As of some one gently rapping, rapping at my chamber door.

“’Tis some visitor,” I muttered, “tapping at my chamber door—

            Only this and nothing more.”

It was not able to be as creative as Edgar Allan Poe, or match up to the level of wit that he used within his writing. This coincides with our reading where we explain how although AI may spit out a multitude of answers, it will not be able to replicate the ability to be as creative as the original person that sat down and struggled through their thought processes. As a creative individual, I would envision using genAI to assist my creativity only when I am at blocks where I am having trouble making my own ideas or thoughts. The benefits to this is that it can get the ball rolling initially and allow me to build on it, but of course the disadvantage to this is that it can become a crutch and completely take away my will and desire My definition of creativity would be someone’s ability to identify and use their own unique thoughts and interests and combine them into a certain thing or idea. Overall, our experiments this week allowed me to further think about how I am using AI to brainstorm instead of allowing myself to grow by thinking myself. Thinking for myself will allow me to become a more independent and whole individual and thinker.

Response 3/31

Louis, Jordan, Dame

At the beginning, the starter prompt sort of seemed useful, but I knew that the response would be vague. I asked ChatGPT to summarize Toy Story and then I asked it to “summarize Shrek.” Both of these summaries were 8-10 sentences, not nearly enough to fully grab details from a film. The prompt pattern that made the biggest difference was giving it structure. I asked for it to give me a paragraph for each scene and it was much more detailed and searched the web before it did it, so it clearly found the things from the internet. After this, we asked it to help us all run faster in a month and it spit out a plan without knowing any details about us. I then used the reverse conversation method and asked it to ask us details about our height, weight, diets, sleep patterns and other details and once we answered those, it gave us a more detailed, precise plan that would last a month and it gave us an end goal. Overall, I learned that AI is good for outlines and specific plans, but only with specific details. In order to get good results, the user must be specific with their prompts and their results will continue to improve, especially when involving health desires.

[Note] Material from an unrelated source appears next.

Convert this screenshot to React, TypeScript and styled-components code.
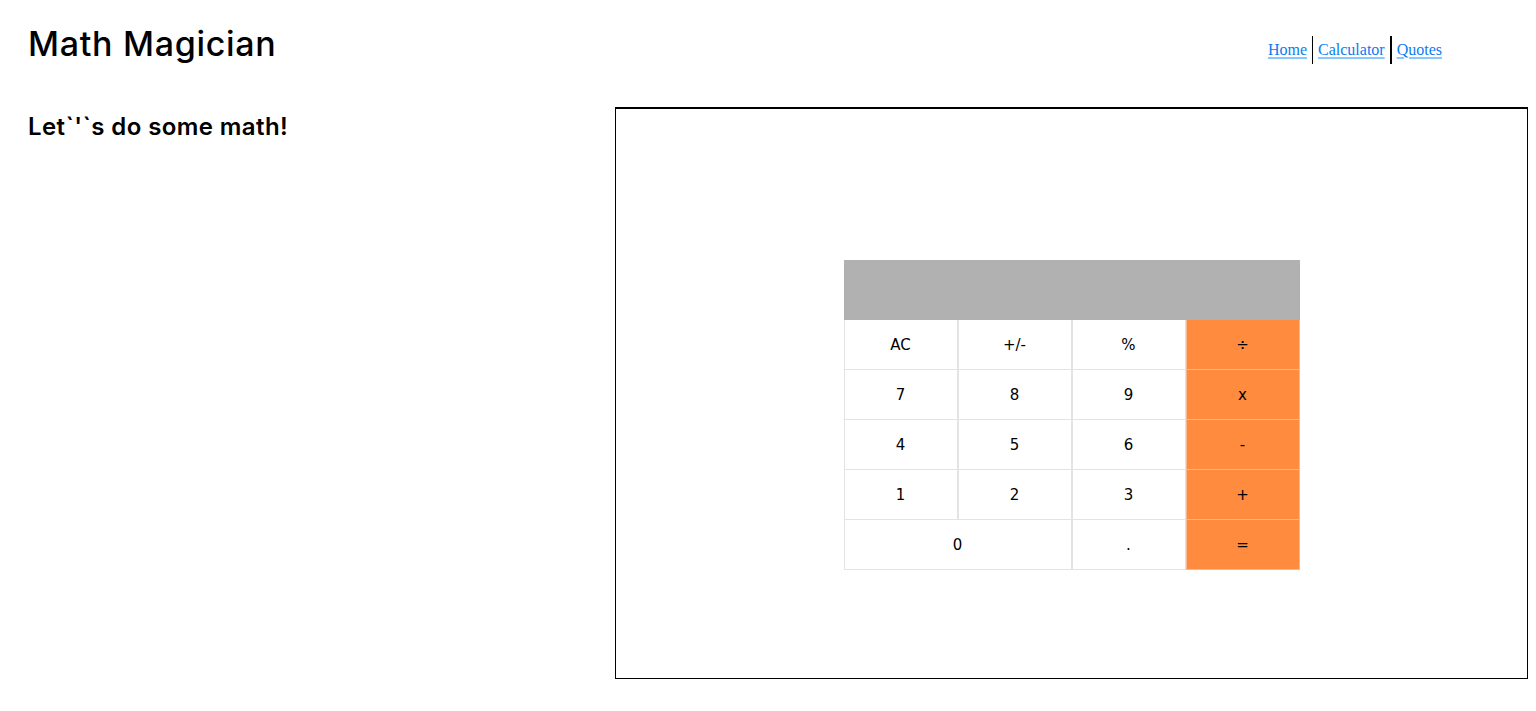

This draws back to the prompt literacy text that we went over for the week of March 31, where we discussed the benefits and issues behind AI.

 

Prompt 2

ChatGPT is strange unless you’re direct. The most strange thing about ChatGPT’s model was that my prompt had to be really specific in order to find academic sources. First I asked it for academic sources related to facial recognition involving policing, environmental studies, or healthcare. It came up with journal articles and one YouTube video, but nothing from a book or database. After my third ask, I was able to filter down 5 from a database and then put those into Notebook LM. Notebook summarized these sources together and claimed that “Facial recognition technology (FRT) in policing creates a conflict between surveillance efficiency and democratic accountability. Public support is often performative; anonymity reveals many citizens privately harbor reservations about biometric tracking. Empirical data shows FRT deployment correlates with increased racial disparities, specifically raising Black arrest rates while decreasing White rates. This stems from automation bias and pre-existing structural inequities. Global regulations remain fragmented; the US lacks the robust accountability frameworks found in the EU, necessitating urgent, transparent impact assessments to protect civil liberties”. Through this lab, we learned that both AI models have strengths, but Chat is not going to excel at what Notebook excels at and vice versa. Chat struggled at finding these sources and struggled even further on giving me great summaries of the sources they provided as it was multiple steps. My prediction about where AI is headed is a continued reliance because it comes up with sources instantly rather than a trip to the library or a database. I learned that Chat says its prompts very confidently and if you do not check it for error, you are using it incorrectly.